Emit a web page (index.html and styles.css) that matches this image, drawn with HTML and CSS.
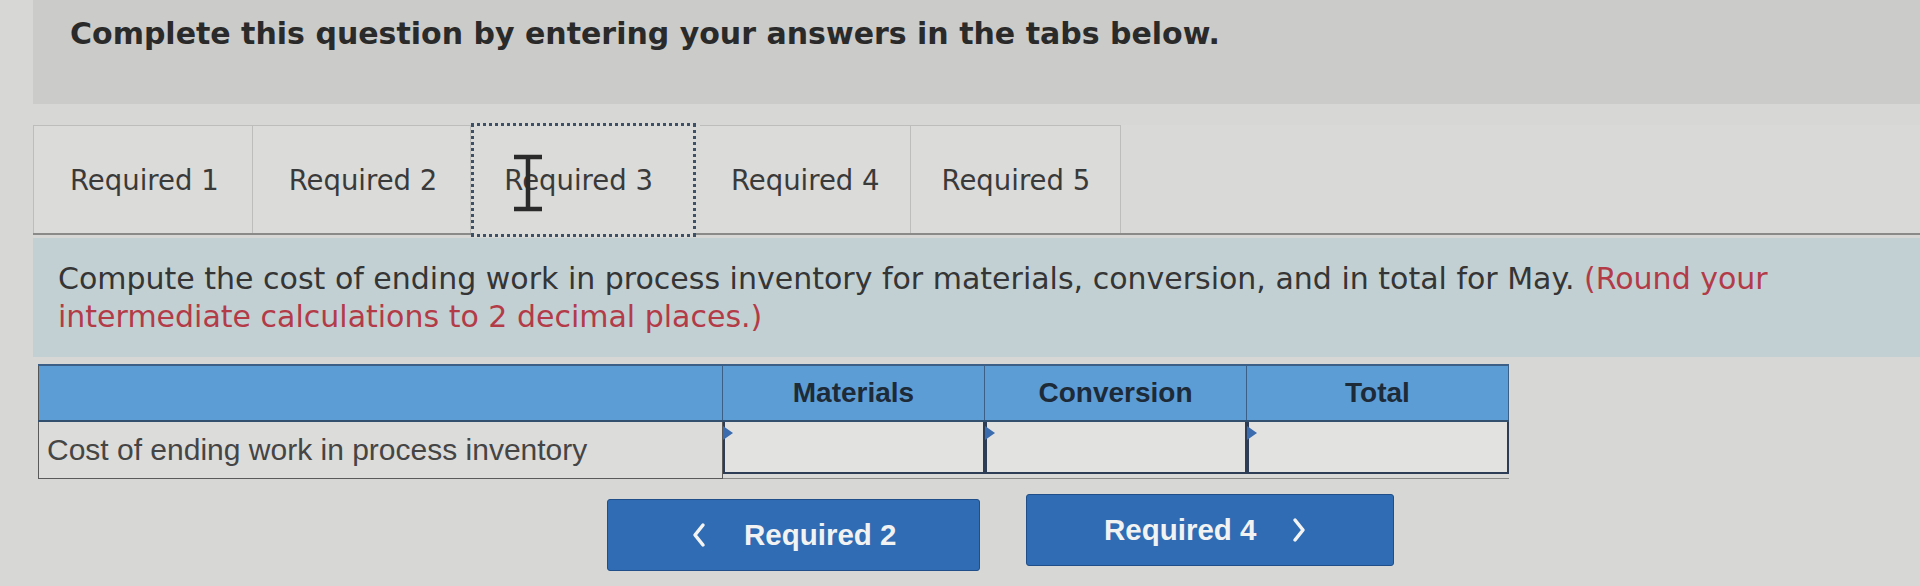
FILE: index.html
```html
<!DOCTYPE html>
<html>
<head>
<meta charset="utf-8">
<link rel="stylesheet" href="styles.css">
</head>
<body>
<div class="page">
  <header class="banner">
    <h1 class="title">Complete this question by entering your answers in the tabs below.</h1>
  </header>

  <nav class="tabs">
    <div class="tab tab-wide">Required 1</div>
    <div class="tab tab-wide">Required 2</div>
    <div class="tab tab-focus">Required 3
      <svg class="ibeam" width="32" height="58" viewBox="0 0 32 58">
        <path d="M2 3 H30 M16 3 V55 M2 55 H30" stroke="#2a2a2a" stroke-width="4.5" fill="none"/>
      </svg>
    </div>
    <div class="tab">Required 4</div>
    <div class="tab">Required 5</div>
  </nav>

  <section class="instructions">
    <p>Compute the cost of ending work in process inventory for materials, conversion, and in total for May. <span class="hint">(Round your<br>intermediate calculations to 2 decimal places.)</span></p>
  </section>

  <table class="grid">
    <thead>
      <tr>
        <th class="label-col"></th>
        <th class="num-col">Materials</th>
        <th class="num-col">Conversion</th>
        <th class="num-col">Total</th>
      </tr>
    </thead>
    <tbody>
      <tr>
        <td class="label">Cost of ending work in process inventory</td>
        <td class="input"><div class="box"><span class="flag"></span></div></td>
        <td class="input"><div class="box"><span class="flag"></span></div></td>
        <td class="input"><div class="box"><span class="flag"></span></div></td>
      </tr>
    </tbody>
  </table>

  <div class="nav-buttons">
    <button class="btn btn-prev">
      <svg width="14" height="28" viewBox="0 0 14 28"><path d="M11 4 L3 14 L11 24" stroke="#f4f4f4" stroke-width="3.5" fill="none" stroke-linecap="round" stroke-linejoin="round"/></svg>
      <span>Required 2</span>
    </button>
    <button class="btn btn-next">
      <span>Required 4</span>
      <svg width="14" height="28" viewBox="0 0 14 28"><path d="M3 4 L11 14 L3 24" stroke="#f4f4f4" stroke-width="3.5" fill="none" stroke-linecap="round" stroke-linejoin="round"/></svg>
    </button>
  </div>
</div>
</body>
</html>
```

FILE: styles.css
```css
html, body {
  margin: 0;
  padding: 0;
}
body {
  background: #d7d7d5;
  width: 1920px;
  height: 586px;
  overflow: hidden;
}
.page {
  padding-left: 33px;
}
.banner {
  background: #cbcbc9;
  height: 104px;
  box-sizing: border-box;
  padding: 14px 0 0 37px;
}
.title {
  margin: 0;
  font-family: "DejaVu Sans", Verdana, sans-serif;
  font-weight: bold;
  font-size: 30px;
  line-height: 40px;
  color: #2a2a2a;
}
.tabs {
  display: flex;
  margin-top: 21px;
  border-bottom: 2px solid #8a8a88;
  height: 108px;
  background: #d9d9d7;
}
.tab {
  position: relative;
  display: flex;
  align-items: center;
  padding: 0 30px 0 31px;
  border: 1px solid #bdbdbb;
  border-bottom: none;
  border-left: none;
  background: #dbdbd9;
  font-family: "DejaVu Sans", Verdana, sans-serif;
  font-size: 27.5px;
  color: #3a3a3a;
}
.tab-wide {
  padding: 0 33px 0 36px;
}
.tab:first-child {
  border-left: 1px solid #bdbdbb;
}
.tab-focus {
  border: 3px dotted #3e5068;
  padding: 0 40px 0 30px;
  margin-right: 4px;
  margin-top: -2px;
  margin-bottom: -4px;
}
.ibeam {
  position: absolute;
  left: 38px;
  top: 28px;
}
.instructions {
  background: #c3d0d3;
  margin-top: 3px;
  padding: 22px 20px 21px 25px;
}
.instructions p {
  margin: 0;
  font-family: "DejaVu Sans", Verdana, sans-serif;
  font-size: 30px;
  line-height: 38px;
  color: #353535;
}
.hint {
  color: #b33b48;
}
.grid {
  margin: 7px 0 0 5px;
  border-collapse: collapse;
  font-family: "Liberation Sans", Arial, sans-serif;
}
.grid th {
  background: #5d9dd5;
  height: 56px;
  border-top: 2px solid #3b5f86;
  border-left: 1px solid #3b5f86;
  border-right: 1px solid #3b5f86;
  border-bottom: 2px solid #34506f;
  font-size: 28px;
  font-weight: bold;
  color: #1d2a38;
  text-align: center;
  padding: 0;
  box-sizing: border-box;
}
.grid th.label-col {
  width: 684px;
  border-left: 1px solid #555;
}
.grid th.num-col {
  width: 262px;
}
.grid td {
  height: 57px;
  padding: 0;
  box-sizing: border-box;
  vertical-align: top;
}
.grid td.label {
  background: #dcdcda;
  border: 1px solid #5a5a5a;
  border-top: none;
  font-size: 30px;
  color: #454545;
  padding-left: 8px;
  vertical-align: middle;
}
.grid td.input {
  background: #d9d9d7;
  border-bottom: 1px solid #8a8a88;
}
.box {
  position: relative;
  height: 52px;
  background: #e2e2e0;
  border: 2px solid #2d3d55;
  border-top: none;
  box-sizing: border-box;
}
.flag {
  position: absolute;
  left: -2px;
  top: 4px;
  width: 0;
  height: 0;
  border-top: 7px solid transparent;
  border-bottom: 7px solid transparent;
  border-left: 10px solid #3a6cae;
}
.nav-buttons {
  display: flex;
  align-items: flex-start;
  gap: 46px;
  margin: 20px 0 0 574px;
}
.btn {
  display: flex;
  align-items: center;
  justify-content: flex-start;
  height: 72px;
  background: #2f6cb4;
  border: 1px solid #1f4e88;
  border-radius: 3px;
  font-family: "Liberation Sans", Arial, sans-serif;
  font-weight: bold;
  font-size: 29.5px;
  color: #f2f2f2;
  padding: 0;
  box-sizing: border-box;
}
.btn-prev {
  width: 373px;
  gap: 38px;
  padding-left: 84px;
}
.btn-next {
  width: 368px;
  gap: 36px;
  margin-top: -5px;
  padding-left: 77px;
}
```
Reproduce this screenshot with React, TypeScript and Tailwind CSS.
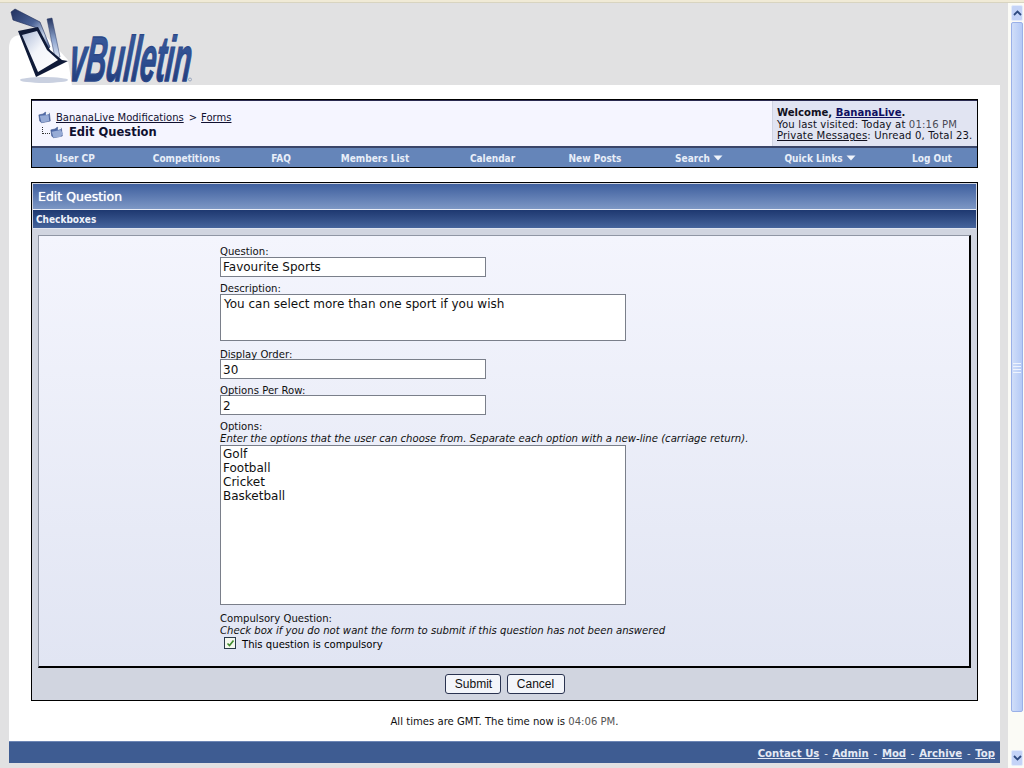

**What you should do**:
Copy the entries exactly. Leave out the images.

**Answer for the task**:
Emit a web page (index.html and styles.css) that matches this image, drawn with HTML and CSS.
FILE: index.html
```html
<!DOCTYPE html>
<html>
<head>
<meta charset="utf-8">
<link rel="stylesheet" href="styles.css">
</head>
<body>
<div class="page">
  <header class="banner">
    <h1 class="title">Complete this question by entering your answers in the tabs below.</h1>
  </header>

  <nav class="tabs">
    <div class="tab tab-wide">Required 1</div>
    <div class="tab tab-wide">Required 2</div>
    <div class="tab tab-focus">Required 3
      <svg class="ibeam" width="32" height="58" viewBox="0 0 32 58">
        <path d="M2 3 H30 M16 3 V55 M2 55 H30" stroke="#2a2a2a" stroke-width="4.5" fill="none"/>
      </svg>
    </div>
    <div class="tab">Required 4</div>
    <div class="tab">Required 5</div>
  </nav>

  <section class="instructions">
    <p>Compute the cost of ending work in process inventory for materials, conversion, and in total for May. <span class="hint">(Round your<br>intermediate calculations to 2 decimal places.)</span></p>
  </section>

  <table class="grid">
    <thead>
      <tr>
        <th class="label-col"></th>
        <th class="num-col">Materials</th>
        <th class="num-col">Conversion</th>
        <th class="num-col">Total</th>
      </tr>
    </thead>
    <tbody>
      <tr>
        <td class="label">Cost of ending work in process inventory</td>
        <td class="input"><div class="box"><span class="flag"></span></div></td>
        <td class="input"><div class="box"><span class="flag"></span></div></td>
        <td class="input"><div class="box"><span class="flag"></span></div></td>
      </tr>
    </tbody>
  </table>

  <div class="nav-buttons">
    <button class="btn btn-prev">
      <svg width="14" height="28" viewBox="0 0 14 28"><path d="M11 4 L3 14 L11 24" stroke="#f4f4f4" stroke-width="3.5" fill="none" stroke-linecap="round" stroke-linejoin="round"/></svg>
      <span>Required 2</span>
    </button>
    <button class="btn btn-next">
      <span>Required 4</span>
      <svg width="14" height="28" viewBox="0 0 14 28"><path d="M3 4 L11 14 L3 24" stroke="#f4f4f4" stroke-width="3.5" fill="none" stroke-linecap="round" stroke-linejoin="round"/></svg>
    </button>
  </div>
</div>
</body>
</html>
```

FILE: styles.css
```css
html, body {
  margin: 0;
  padding: 0;
}
body {
  background: #d7d7d5;
  width: 1920px;
  height: 586px;
  overflow: hidden;
}
.page {
  padding-left: 33px;
}
.banner {
  background: #cbcbc9;
  height: 104px;
  box-sizing: border-box;
  padding: 14px 0 0 37px;
}
.title {
  margin: 0;
  font-family: "DejaVu Sans", Verdana, sans-serif;
  font-weight: bold;
  font-size: 30px;
  line-height: 40px;
  color: #2a2a2a;
}
.tabs {
  display: flex;
  margin-top: 21px;
  border-bottom: 2px solid #8a8a88;
  height: 108px;
  background: #d9d9d7;
}
.tab {
  position: relative;
  display: flex;
  align-items: center;
  padding: 0 30px 0 31px;
  border: 1px solid #bdbdbb;
  border-bottom: none;
  border-left: none;
  background: #dbdbd9;
  font-family: "DejaVu Sans", Verdana, sans-serif;
  font-size: 27.5px;
  color: #3a3a3a;
}
.tab-wide {
  padding: 0 33px 0 36px;
}
.tab:first-child {
  border-left: 1px solid #bdbdbb;
}
.tab-focus {
  border: 3px dotted #3e5068;
  padding: 0 40px 0 30px;
  margin-right: 4px;
  margin-top: -2px;
  margin-bottom: -4px;
}
.ibeam {
  position: absolute;
  left: 38px;
  top: 28px;
}
.instructions {
  background: #c3d0d3;
  margin-top: 3px;
  padding: 22px 20px 21px 25px;
}
.instructions p {
  margin: 0;
  font-family: "DejaVu Sans", Verdana, sans-serif;
  font-size: 30px;
  line-height: 38px;
  color: #353535;
}
.hint {
  color: #b33b48;
}
.grid {
  margin: 7px 0 0 5px;
  border-collapse: collapse;
  font-family: "Liberation Sans", Arial, sans-serif;
}
.grid th {
  background: #5d9dd5;
  height: 56px;
  border-top: 2px solid #3b5f86;
  border-left: 1px solid #3b5f86;
  border-right: 1px solid #3b5f86;
  border-bottom: 2px solid #34506f;
  font-size: 28px;
  font-weight: bold;
  color: #1d2a38;
  text-align: center;
  padding: 0;
  box-sizing: border-box;
}
.grid th.label-col {
  width: 684px;
  border-left: 1px solid #555;
}
.grid th.num-col {
  width: 262px;
}
.grid td {
  height: 57px;
  padding: 0;
  box-sizing: border-box;
  vertical-align: top;
}
.grid td.label {
  background: #dcdcda;
  border: 1px solid #5a5a5a;
  border-top: none;
  font-size: 30px;
  color: #454545;
  padding-left: 8px;
  vertical-align: middle;
}
.grid td.input {
  background: #d9d9d7;
  border-bottom: 1px solid #8a8a88;
}
.box {
  position: relative;
  height: 52px;
  background: #e2e2e0;
  border: 2px solid #2d3d55;
  border-top: none;
  box-sizing: border-box;
}
.flag {
  position: absolute;
  left: -2px;
  top: 4px;
  width: 0;
  height: 0;
  border-top: 7px solid transparent;
  border-bottom: 7px solid transparent;
  border-left: 10px solid #3a6cae;
}
.nav-buttons {
  display: flex;
  align-items: flex-start;
  gap: 46px;
  margin: 20px 0 0 574px;
}
.btn {
  display: flex;
  align-items: center;
  justify-content: flex-start;
  height: 72px;
  background: #2f6cb4;
  border: 1px solid #1f4e88;
  border-radius: 3px;
  font-family: "Liberation Sans", Arial, sans-serif;
  font-weight: bold;
  font-size: 29.5px;
  color: #f2f2f2;
  padding: 0;
  box-sizing: border-box;
}
.btn-prev {
  width: 373px;
  gap: 38px;
  padding-left: 84px;
}
.btn-next {
  width: 368px;
  gap: 36px;
  margin-top: -5px;
  padding-left: 77px;
}
```
Reproduce this screenshot with React, TypeScript and Tailwind CSS.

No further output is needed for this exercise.